Key Characteristics of Tragedy Plot:
The Tragedy plot possesses distinct characteristics that distinguish it within the realm of storytelling, while reading through the characteristics that make up this plot try to consider how this might express itself in an advertising campaign that would not reflect badly on the brand itself:
Inevitable Loss or Misfortune:
The narrative revolves around an inevitable loss, misfortune, or catastrophic event that befalls the protagonist. This creates a sense of impending doom and sorrow.
Unlike other plots where the protagonist triumphs, in Tragedy, the protagonist experiences a downfall, often as a result of their own flaws, poor decisions, or external circumstances beyond their control.
Catharsis Through Suffering:
Tragedy seeks to evoke catharsis, through the suffering and emotional turmoil experienced by the protagonist. This emotional release is a central element of the tragic narrative.
Unavoidable Fate or Destiny:
The plot often unfolds with a sense of destiny or inevitability, where the tragic events are set in motion, and the protagonist is powerless to alter their course.
Moral or Existential Dilemmas:
Tragedy often explores profound moral or existential dilemmas, forcing characters and audiences to grapple with complex ethical questions.
The Essence of Tragedy:
At its core, the Tragedy plot immerses audiences in the exploration of loss, despair, and the inevitable consequences of human frailty. Whether it’s the tragic hero’s fatal flaw or the cruel twists of fate, the narrative unfolds as a poignant journey into the depths of sorrow.

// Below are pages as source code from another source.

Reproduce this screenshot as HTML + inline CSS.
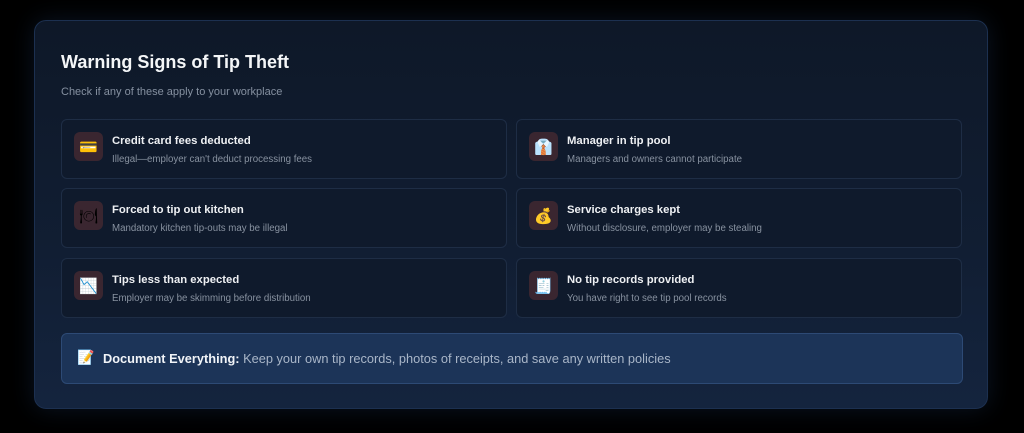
<!DOCTYPE html>
<html><head><style>
*{margin:0;padding:0;box-sizing:border-box}
body{width:1024px;height:433px;background:#000;font-family:"Liberation Sans",sans-serif;position:relative;overflow:hidden}
.panel{position:absolute;left:34px;top:20px;width:954px;height:389px;border-radius:12px;border:1px solid #1c3050;background:linear-gradient(180deg,#0e1828 0%,#111e33 60%,#14243e 100%);box-shadow:0 0 24px rgba(40,80,140,0.25)}
h1{position:absolute;left:26px;top:31px;font-size:18px;font-weight:bold;color:#f4f6f8}
.sub{position:absolute;left:26px;top:65px;font-size:11px;color:#8590a0}
.card{position:absolute;width:446px;height:60px;border:1px solid #1e2d45;border-radius:6px;background:#0f1a2c}
.ic{position:absolute;left:12px;top:12px;width:29px;height:29px;border-radius:6px;background:#3a2630;display:flex;align-items:center;justify-content:center;font-size:15px}
.t{position:absolute;left:50px;top:15px;font-size:11.3px;font-weight:bold;color:#eef0f3}
.d{position:absolute;left:50px;top:34px;font-size:9.7px;color:#8892a0}
.banner{position:absolute;left:26px;top:312px;width:902px;height:51px;border:1px solid #2d4a75;border-radius:6px;background:#1c3458;font-size:12.8px;color:#a9b6c8;padding:17px 0 0 41px}
.banner b{color:#f1f4f8}
.banner .e{position:absolute;left:15px;top:15px;font-size:14px}
</style></head><body>
<div class="panel">
<h1>Warning Signs of Tip Theft</h1>
<div class="sub">Check if any of these apply to your workplace</div>
<div class="card" style="left:26px;top:98px"><div class="ic">💳</div><div class="t">Credit card fees deducted</div><div class="d">Illegal—employer can't deduct processing fees</div></div>
<div class="card" style="left:481px;top:98px"><div class="ic">👔</div><div class="t">Manager in tip pool</div><div class="d">Managers and owners cannot participate</div></div>
<div class="card" style="left:26px;top:167px"><div class="ic">🍽</div><div class="t">Forced to tip out kitchen</div><div class="d">Mandatory kitchen tip-outs may be illegal</div></div>
<div class="card" style="left:481px;top:167px"><div class="ic">💰</div><div class="t">Service charges kept</div><div class="d">Without disclosure, employer may be stealing</div></div>
<div class="card" style="left:26px;top:237px"><div class="ic">📉</div><div class="t">Tips less than expected</div><div class="d">Employer may be skimming before distribution</div></div>
<div class="card" style="left:481px;top:237px"><div class="ic">🧾</div><div class="t">No tip records provided</div><div class="d">You have right to see tip pool records</div></div>
<div class="banner"><span class="e">📝</span><b>Document Everything:</b> Keep your own tip records, photos of receipts, and save any written policies</div>
</div>
</body></html>
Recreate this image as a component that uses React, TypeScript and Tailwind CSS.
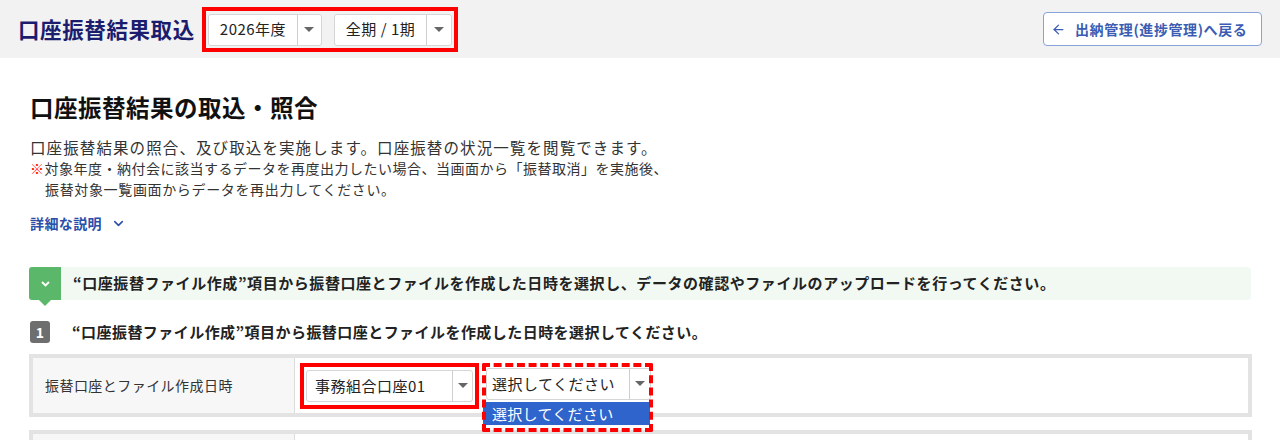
import React from "react";
import { ArrowLeft, ChevronDown } from "lucide-react";

const font = { fontFamily: '"Noto Sans CJK JP", "Noto Sans", sans-serif' };

function Caret() {
  return (
    <svg width="10" height="6" viewBox="0 0 10 6">
      <path d="M0 0 L10 0 L5 5 Z" fill="#666" />
    </svg>
  );
}

function Select({ label, textW, arrowW, h = "h-[32px]", pl = "pl-[11px]" }: { label: string; textW: string; arrowW: string; h?: string; pl?: string }) {
  return (
    <div className={`flex ${h} bg-white border border-[#d6d6d6] rounded-[3px]`}>
      <div className={`${textW} ${pl} flex items-center text-[15px] tracking-[0.5px] text-[#222] whitespace-nowrap`}>{label}</div>
      <div className={`${arrowW} flex items-center justify-center border-l border-[#cfcfcf]`}>
        <Caret />
      </div>
    </div>
  );
}

export default function App() {
  return (
    <div style={font} className="w-[1280px] h-[440px] overflow-hidden bg-white">
      {/* header */}
      <div className="h-[58px] bg-[#f2f2f2] flex items-center pl-[18px] pr-[18px]">
        <div className="text-[21.5px] font-bold text-[#1b1c6e] tracking-[0.6px]">口座振替結果取込</div>
        <div className="ml-[7px] border-[4px] border-[#ff0000] pt-[3px] pb-[2px] px-[2px] flex gap-[12px]">
          <Select label="2026年度" textW="w-[88px]" arrowW="w-[24px]" />
          <Select label="全期 / 1期" textW="w-[91px]" arrowW="w-[25px]" />
        </div>
        <div className="ml-auto h-[34px] w-[219px] border border-[#86a3da] rounded-[4px] bg-white flex items-center pl-[7px] gap-[9px] text-[#3a5cb3] text-[14px] tracking-[0.6px] font-bold">
          <ArrowLeft size={15} strokeWidth={2} />
          <span>出納管理(進捗管理)へ戻る</span>
        </div>
      </div>

      {/* main */}
      <div className="px-[29px]">
        <h1 className="mt-[33px] h-[32px] leading-[32px] text-[23.5px] font-bold text-[#111] pl-[1px] tracking-[0.5px]">口座振替結果の取込・照合</h1>
        <div className="mt-[14px] text-[#333] pl-[1px]">
          <div className="text-[15.5px] leading-[20px] tracking-[1.1px]">口座振替結果の照合、及び取込を実施します。口座振替の状況一覧を閲覧できます。</div>
          <div className="text-[14px] leading-[21px] mt-[1px] tracking-[0.5px]"><span className="text-[#ff0000]">※</span>対象年度・納付会に該当するデータを再度出力したい場合、当画面から「振替取消」を実施後、</div>
          <div className="text-[14px] leading-[20px] pl-[15px] tracking-[0.65px]">振替対象一覧画面からデータを再出力してください。</div>
        </div>
        <div className="mt-[14px] h-[20px] flex items-center gap-[9px] text-[14px] font-bold text-[#2b4fa8] pl-[1px] tracking-[0.4px]">
          <span>詳細な説明</span>
          <ChevronDown size={15} strokeWidth={2.5} />
        </div>

        {/* green bar */}
        <div className="mt-[34px] h-[33px] bg-[#f1f9f2] rounded-[4px] flex items-center">
          <div className="relative w-[32px] h-[33px] bg-[#5bb86a] rounded-l-[3px] flex items-center justify-center">
            <svg width="9" height="6" viewBox="0 0 9 6"><path d="M1 1 L4.5 4.5 L8 1" stroke="#fff" strokeWidth="1.8" fill="none" /></svg>
            <div className="absolute left-[10px] top-[33px] w-0 h-0 border-l-[6px] border-r-[6px] border-t-[6px] border-l-transparent border-r-transparent border-t-[#5bb86a]" />
          </div>
          <div className="ml-[12px] text-[15px] font-bold text-[#222] tracking-[0.57px] whitespace-nowrap">“口座振替ファイル作成”項目から振替口座とファイルを作成した日時を選択し、データの確認やファイルのアップロードを行ってください。</div>
        </div>

        {/* step 1 */}
        <div className="mt-[21px] h-[22px] flex items-center">
          <div className="w-[20px] h-[22px] ml-[1px] bg-[#6e6e6e] rounded-[3px] text-white text-[14px] font-bold flex items-center justify-center">1</div>
          <div className="ml-[22px] text-[15px] font-bold text-[#222] tracking-[0.45px]">“口座振替ファイル作成”項目から振替口座とファイルを作成した日時を選択してください。</div>
        </div>

        {/* table */}
        <div className="mt-[11px] w-[1223px] border-[4px] border-[#e3e3e3] flex h-[63px]">
          <div className="w-[262px] bg-[#f7f7f7] border-r border-[#dcdcdc] flex items-center pl-[12px] text-[14px] text-[#333] tracking-[0.45px]">振替口座とファイル作成日時</div>
          <div className="flex-1 pl-[5px] pt-[5px] flex items-start gap-[6px]">
            <div className="border-[4px] border-[#ff0000] pt-[3px] pb-[3px] px-[2px]">
              <Select label="事務組合口座01" textW="w-[145px]" arrowW="w-[20px]" pl="pl-[8px]" />
            </div>
            <div className="relative w-[171px] h-[69px] -ml-[3px]">
              <div className="absolute left-[4px] top-[5px]">
                <Select label="選択してください" textW="w-[142px]" arrowW="w-[21px]" pl="pl-[5px]" />
              </div>
              <div className="absolute left-[1px] top-[39px] w-[167px] h-[23px] bg-[#2f64cc] text-white text-[15px] tracking-[0.3px] leading-[23px] pl-[9px]">選択してください</div>
              <div className="absolute inset-0 border-[4px] border-dashed border-[#ff0000] rounded-[2px]" />
            </div>
          </div>
        </div>

        <div className="mt-[13px] w-[1223px] border-[4px] border-[#e3e3e3] flex h-[63px]">
          <div className="w-[262px] bg-[#f7f7f7] border-r border-[#dcdcdc]" />
          <div className="flex-1" />
        </div>
      </div>
    </div>
  );
}
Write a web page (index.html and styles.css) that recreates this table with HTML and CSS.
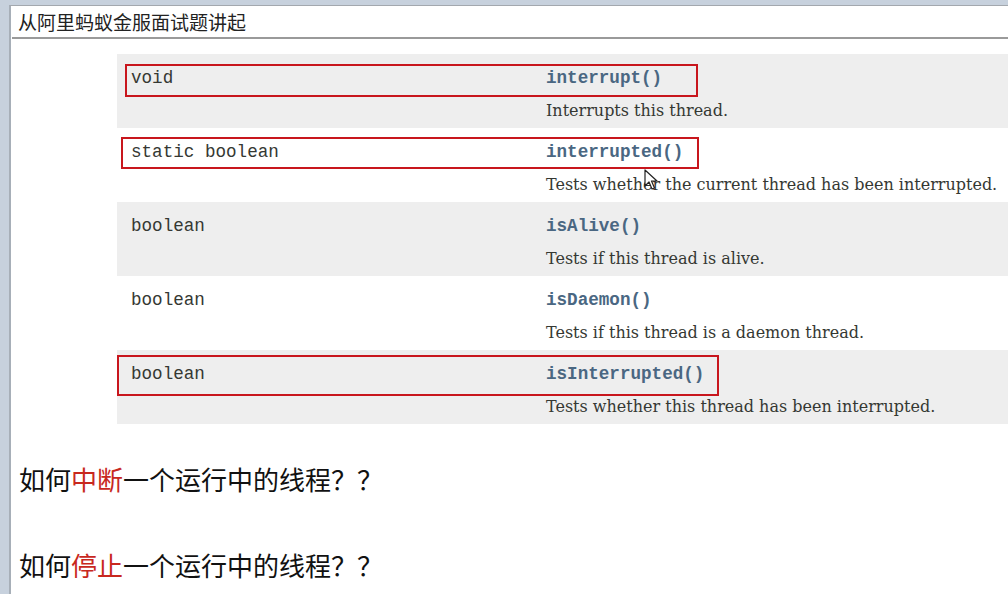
FILE: index.html
```html
<!DOCTYPE html>
<html lang="zh-CN">
<head>
  <meta charset="UTF-8" />
  <title>从阿里蚂蚁金服面试题讲起</title>
  <link rel="stylesheet" href="styles.css">
</head>
<body>

  <div class="frame">
    <div class="title">从阿里蚂蚁金服面试题讲起</div>

    <!-- Method summary from the Thread javadoc -->
    <div class="summary">
      <div class="row alt">
        <div class="type">void</div>
        <div class="info">
          <div class="method">interrupt()</div>
          <div class="desc">Interrupts this thread.</div>
        </div>
        <span class="mark mark-1"></span>
      </div>

      <div class="row">
        <div class="type">static boolean</div>
        <div class="info">
          <div class="method">interrupted()</div>
          <div class="desc">Tests whether the current thread has been interrupted.</div>
        </div>
        <span class="mark mark-2"></span>
        <svg class="cursor" width="14" height="22" viewBox="0 0 14 22">
          <path d="M1 1 L1 17 L5 13 L8 20 L10.5 19 L7.5 12 L13 12 Z" fill="#fff" stroke="#222" stroke-width="1.2" stroke-linejoin="round"/>
        </svg>
      </div>

      <div class="row alt">
        <div class="type">boolean</div>
        <div class="info">
          <div class="method">isAlive()</div>
          <div class="desc">Tests if this thread is alive.</div>
        </div>
      </div>

      <div class="row">
        <div class="type">boolean</div>
        <div class="info">
          <div class="method">isDaemon()</div>
          <div class="desc">Tests if this thread is a daemon thread.</div>
        </div>
      </div>

      <div class="row alt">
        <div class="type">boolean</div>
        <div class="info">
          <div class="method">isInterrupted()</div>
          <div class="desc">Tests whether this thread has been interrupted.</div>
        </div>
        <span class="mark mark-5"></span>
      </div>
    </div>

    <p class="question">如何<span class="hl">中断</span>一个运行中的线程<span class="qm">？</span><span class="qm">？</span></p>
    <p class="question">如何<span class="hl">停止</span>一个运行中的线程<span class="qm">？</span><span class="qm">？</span></p>
  </div>

</body>
</html>
```

FILE: styles.css
```css
html, body {
  margin: 0;
  height: 100%;
  overflow: hidden;
}

body {
  background-color: #c7d1dd;
  font-family: "Liberation Serif", "Noto Sans CJK SC", serif;
}

.frame {
  margin: 5px 0 0 9px;
  height: 589px;
  background: #fff;
  border-top: 1px solid #a3a8ae;
  border-left: 2px solid #a7afb8;
  overflow: hidden;
}

.title {
  margin-left: 1px;
  height: 31px;
  line-height: 31px;
  padding-left: 6px;
  font-family: "Noto Sans CJK SC", sans-serif;
  font-size: 19px;
  color: #222;
  border-bottom: 2px solid #9a9a9a;
}

.summary {
  margin: 15px 0 0 106px;
  width: 900px;
}

.row {
  position: relative;
  display: flex;
  height: 74px;
  background: #fff;
}

.row.alt {
  background: #eeeeee;
}

.type {
  width: 415px;
  padding: 14px 0 0 14px;
  font-family: "Liberation Mono", monospace;
  font-size: 17.6px;
  line-height: 20px;
  color: #353833;
}

.info {
  padding-top: 14px;
}

.method {
  font-family: "Liberation Mono", monospace;
  font-size: 17.6px;
  line-height: 20px;
  font-weight: bold;
  color: #4a6782;
}

.desc {
  margin-top: 12px;
  font-family: "DejaVu Serif", serif;
  font-size: 16px;
  line-height: 22px;
  color: #353833;
}

/* red annotation boxes drawn over the table */
.mark {
  position: absolute;
  border: 2px solid #c8161d;
  box-sizing: border-box;
}

.mark-1 {
  top: 10px;
  left: 8px;
  width: 573px;
  height: 33px;
}

.mark-2 {
  top: 9px;
  left: 4px;
  width: 578px;
  height: 32px;
}

.mark-5 {
  top: 5px;
  left: 0;
  width: 602px;
  height: 41px;
}

.cursor {
  position: absolute;
  top: 41px;
  left: 527px;
}

.question {
  margin: 37px 0 0 8px;
  font-family: "Noto Sans CJK SC", sans-serif;
  font-size: 26px;
  line-height: 36px;
  color: #111;
}

.question + .question {
  margin-top: 50px;
}

.qm {
  display: inline-block;
  width: 26px;
  text-align: center;
}

.hl {
  color: #c8281e;
}
```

The Advertising Melancholy:
In the realm of advertising, brands can harness the power of Tragedy by infusing narratives with emotional depth. While seemingly counterintuitive, melancholic storytelling can resonate profoundly, creating a memorable and emotionally charged connection with audiences. This is most commonly used as an emotional hook to demonstrate what the alternative could be if you didn’t purchase the brand’s product or service, often charities use this plot in their advertising campaigns, but there are some rare cases where other brands have cleverly utilised the Tragedy plot:
Example: Hinge – the Dating App Designed to Be Deleted
One of the rare positive twists on this plot. Here the brand’s selling point is that you need them to not need them anymore. I.e they will get you what you want and the tragedy will be theirs, they will provide you with the most important acquisition in your life, so the brand ‘suffers’ a death. It’s an “inevitable fate” if you become a customer of their service.
Who Does This Speak To?
The Tragedy plot, with its emphasis on profound emotional experiences, can appeal to specific demographic types in advertising:
Individuals who appreciate narratives that delve into the depth and complexity of human emotions, particularly those who resonate with the idea of enduring love through hardships.
Older audiences who may have experienced the complexities of life, loss, and love, and find narratives with emotional depth more resonant.
Often an audience that are active in their moral social positioning and values will be in a position to connect with
The enduring allure of the Tragedy plot lies in its ability to evoke powerful emotions and connect with audiences on a deeply human level. From ancient Greek tragedies to modern advertising, this archetypal narrative continues to captivate, offering a poignant blueprint for crafting narratives that transcend the boundaries of time and culture.
Brands that master the art of weaving tragic tales can forge emotional connections that linger, creating a lasting impact beyond the confines of commerce. Understanding the nuanced emotional landscape of tragedy is the key to navigating the delicate balance between sorrow and resonance in advertising narratives. After all, in the world of Tragedy, the tears shed become an indelible testament to the shared human experience.